Timothy Richings

Personal information
- Full name: Timothy William Richings
- Born: 21 August 1962 (age 64) Kingston-upon-Thames, Surrey, England
- Batting: Right-handed
- Bowling: Right-arm medium

Domestic team information
- 1992–1998: Dorset

Career statistics
| Competition | LA |
| Matches | 4 |
| Runs scored | 128 |
| Batting average | 42.66 |
| 100s/50s | –/1 |
| Top score | 74* |
| Balls bowled | – |
| Wickets | – |
| Bowling average | – |
| 5 wickets in innings | – |
| 10 wickets in match | – |
| Best bowling | – |
| Catches/stumpings | –/– |
- Source: Cricinfo, 20 March 2010

= Timothy Richings =

English cricketer

Timothy 'Tim' William Richings (born 21 August 1962) is a former English cricketer. Richings was a right-handed batsman who bowled right-arm medium pace.

In 1992, Richings made his debut for Dorset in the 1992 Minor Counties Championship against Shropshire. From 1992 to 1998, Richings played 46 Minor County matches for Dorset, with his final match for the county coming against Staffordshire in the final of the 1998 Minor Counties Championship which ended in a draw.

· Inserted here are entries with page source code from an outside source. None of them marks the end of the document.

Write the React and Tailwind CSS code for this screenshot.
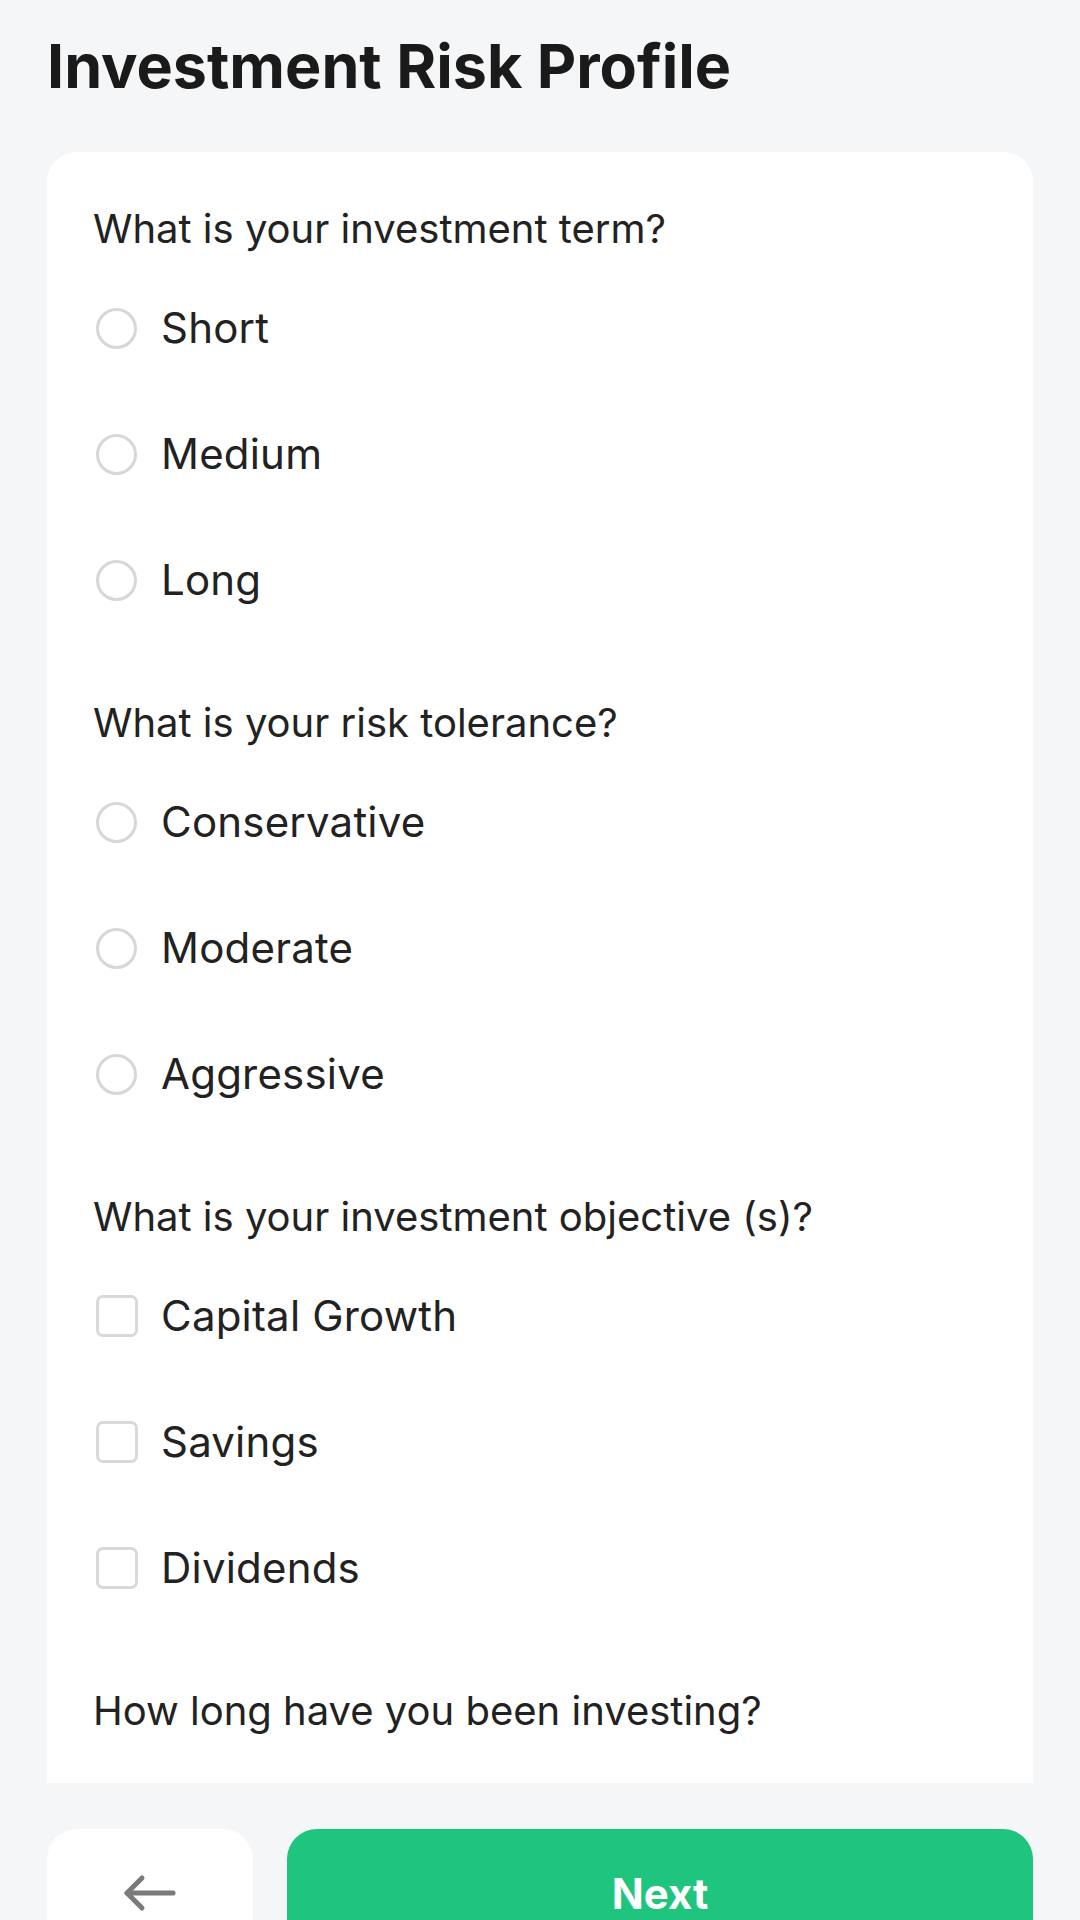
import React from "react";

const sections = [
  { q: "What is your investment term?", type: "radio", opts: ["Short", "Medium", "Long"] },
  { q: "What is your risk tolerance?", type: "radio", opts: ["Conservative", "Moderate", "Aggressive"] },
  { q: "What is your investment objective (s)?", type: "check", opts: ["Capital Growth", "Savings", "Dividends"] },
  { q: "How long have you been investing?", type: "radio", opts: [] },
];

function Indicator({ type }) {
  return (
    <div className="w-[47px] h-[47px] flex items-center justify-center shrink-0">
      {type === "radio" ? (
        <div className="w-[41px] h-[41px] rounded-full border-[3px] border-[#d7d7d7] bg-white" />
      ) : (
        <div className="w-[42px] h-[42px] rounded-[7px] border-[3px] border-[#d9d9d9] bg-white" />
      )}
    </div>
  );
}

export default function App() {
  return (
    <div
      className="w-[1080px] min-h-[1960px] bg-[#f5f6f8] px-[47px] flex flex-col"
      style={{ fontFamily: "Inter, 'Noto Sans', sans-serif" }}
    >
      <h1 className="mt-[30px] text-[61px] leading-[72px] font-bold text-[#1a1a1a]">
        Investment Risk Profile
      </h1>
      <div className="mt-[50px] h-[1631px] overflow-hidden rounded-t-[30px] bg-white px-[46px] pt-[53px]">
        <div className="flex flex-col gap-[56px]">
          {sections.map((s) => (
            <div key={s.q} className="flex flex-col">
              <p className="text-[40px] leading-[48px] text-[#222222]">{s.q}</p>
              {s.opts.length > 0 && (
                <div className="mt-[12px] flex flex-col">
                  {s.opts.map((o) => (
                    <div key={o} className="h-[126px] flex items-center gap-[21px]">
                      <Indicator type={s.type} />
                      <span className="text-[42px] leading-[48px] text-[#222222] tracking-[0.2px]">{o}</span>
                    </div>
                  ))}
                </div>
              )}
            </div>
          ))}
        </div>
      </div>
      <div className="mt-[46px] flex gap-[34px]">
        <button className="w-[206px] h-[128px] rounded-[30px] bg-white flex items-center justify-center">
          <svg width="56" height="40" viewBox="0 0 56 40" fill="none" stroke="#7a7a7a" strokeWidth="5" strokeLinecap="round" strokeLinejoin="round">
            <path d="M51 20H5" />
            <path d="M20 5L5 20l15 15" />
          </svg>
        </button>
        <button className="flex-1 h-[128px] rounded-[30px] bg-[#1fc47f] flex items-center justify-center text-white text-[42px] font-bold">
          Next
        </button>
      </div>
    </div>
  );
}
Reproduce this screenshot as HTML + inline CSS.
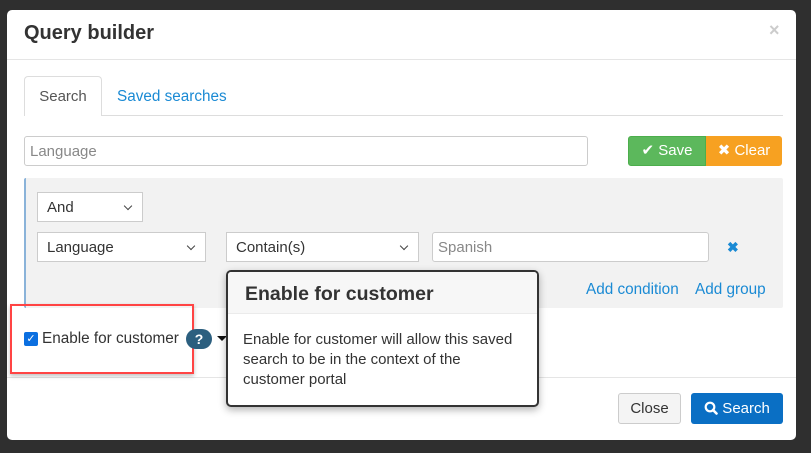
<!DOCTYPE html>
<html><head><meta charset="utf-8"><style>
*{box-sizing:border-box;margin:0;padding:0}
body{width:811px;height:453px;background:#2f2f2f;font-family:"Liberation Sans",sans-serif;position:relative;overflow:hidden;color:#333}
.a{position:absolute}
.modal{left:7px;top:10px;width:789px;height:430px;background:#fff;border-radius:5px}
.sel,.inp{position:absolute;background:#fff;border:1px solid #ccc;font-size:15px;color:#555;padding-left:9px;line-height:30px}
.sel::after{content:"";position:absolute;right:11px;top:10px;width:5px;height:5px;border-right:1.5px solid #444;border-bottom:1.5px solid #444;transform:rotate(45deg)}
.inp{border-radius:3px;padding-left:5px;color:#888}
.link{color:#1a8ad4;font-size:15.3px}
.btn{position:absolute;font-size:15px;color:#fff;text-align:center;line-height:30px}
</style></head><body>
<div class="a modal"></div>
<div class="a" style="left:24px;top:22px;font-size:20px;font-weight:bold;color:#333">Query builder</div>
<div class="a" style="left:769px;top:20px;font-size:18px;color:#ccc;font-weight:bold">×</div>
<div class="a" style="left:7px;top:59px;width:789px;height:1px;background:#e5e5e5"></div>
<div class="a" style="left:24px;top:115px;width:759px;height:1px;background:#ddd"></div>
<div class="a" style="left:24px;top:76px;width:78px;height:40px;border:1px solid #ddd;border-bottom:none;border-radius:4px 4px 0 0;background:#fff;font-size:15px;color:#555;text-align:center;line-height:40px">Search</div>
<div class="a link" style="left:117px;top:88px">Saved searches</div>
<div class="inp" style="left:24px;top:136px;width:564px;height:30px;line-height:29px">Language</div>
<div class="btn" style="left:628px;top:136px;width:78px;height:30px;background:#5cb85c;border:1px solid #4cae4c;border-radius:3px 0 0 3px;line-height:28px">✔ Save</div>
<div class="btn" style="left:706px;top:136px;width:76px;height:30px;background:#f7a121;border-radius:0 3px 3px 0">✖ Clear</div>
<div class="a" style="left:24px;top:178px;width:759px;height:130px;background:#f2f2f2;border-left:2px solid #8ab3d9;border-radius:2px"></div>
<div class="sel" style="left:37px;top:192px;width:106px;height:30px;color:#333">And</div>
<div class="sel" style="left:37px;top:232px;width:169px;height:30px;color:#333">Language</div>
<div class="sel" style="left:226px;top:232px;width:193px;height:30px;color:#333">Contain(s)</div>
<div class="inp" style="left:432px;top:232px;width:277px;height:30px;line-height:29px">Spanish</div>
<div class="a" style="left:727px;top:239px;color:#1a8ad4;font-size:14px;font-weight:bold">✖</div>
<div class="a link" style="left:586px;top:281px">Add condition</div>
<div class="a link" style="left:695px;top:281px">Add group</div>
<div class="a" style="left:7px;top:377px;width:789px;height:1px;background:#e5e5e5"></div>
<div class="btn" style="left:618px;top:393px;width:63px;height:31px;background:#f4f4f4;border:1px solid #ccc;border-radius:3px;color:#333">Close</div>
<div class="btn" style="left:691px;top:393px;width:92px;height:31px;background:#0a6fc4;border-radius:3px;line-height:31px"><svg width="14" height="14" viewBox="0 0 14 14" style="vertical-align:-2px"><circle cx="6" cy="6" r="4.3" fill="none" stroke="#fff" stroke-width="2.2"/><path d="M9 9l3.5 3.5" stroke="#fff" stroke-width="2.6" stroke-linecap="round"/></svg> Search</div>
<div class="a" style="left:10px;top:304px;width:184px;height:70px;border:2px solid #f44;box-shadow:0 2px 4px rgba(0,0,0,.25)"></div>
<div class="a" style="left:24px;top:332px;width:14px;height:14px;background:#0b6fe0;border-radius:2px;color:#fff;font-size:11px;line-height:14px;text-align:center">✓</div>
<div class="a" style="left:42px;top:330px;font-size:15.3px">Enable for customer</div>
<div class="a" style="left:186px;top:329px;width:26px;height:20px;border-radius:10px;background:#2c5f7f;color:#fff;font-weight:bold;font-size:14px;text-align:center;line-height:20px">?</div>
<div class="a" style="left:217px;top:336px;width:0;height:0;border-left:5px solid transparent;border-right:5px solid transparent;border-top:5px solid #111"></div>
<div class="a" style="left:226px;top:270px;width:313px;height:137px;border:2px solid #333;border-radius:5px;background:#fff;box-shadow:0 3px 8px rgba(0,0,0,.3);overflow:hidden">
<div style="height:42px;background:#f7f7f7;border-bottom:1px solid #ebebeb;font-size:19.5px;font-weight:bold;padding:11px 0 0 17px">Enable for customer</div>
<div style="font-size:15px;line-height:20px;padding:16px 18px 0 15px">Enable for customer will allow this saved search to be in the context of the customer portal</div>
</div>
</body></html>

In his debut season, Richings also made his debut and his List-A debut for Dorset against Hampshire in the 1st round of the 1992 NatWest Trophy, where on debut he scored his only List-A half century with a score of 74*. From 1992 to 1998 he represented Dorset in 4 List-A matches, with his final match coming against Hampshire in the 1st round of the 1998 NatWest Trophy.

In his 4 List-A matches for the county he scored 128 runs at a batting average of 42.66.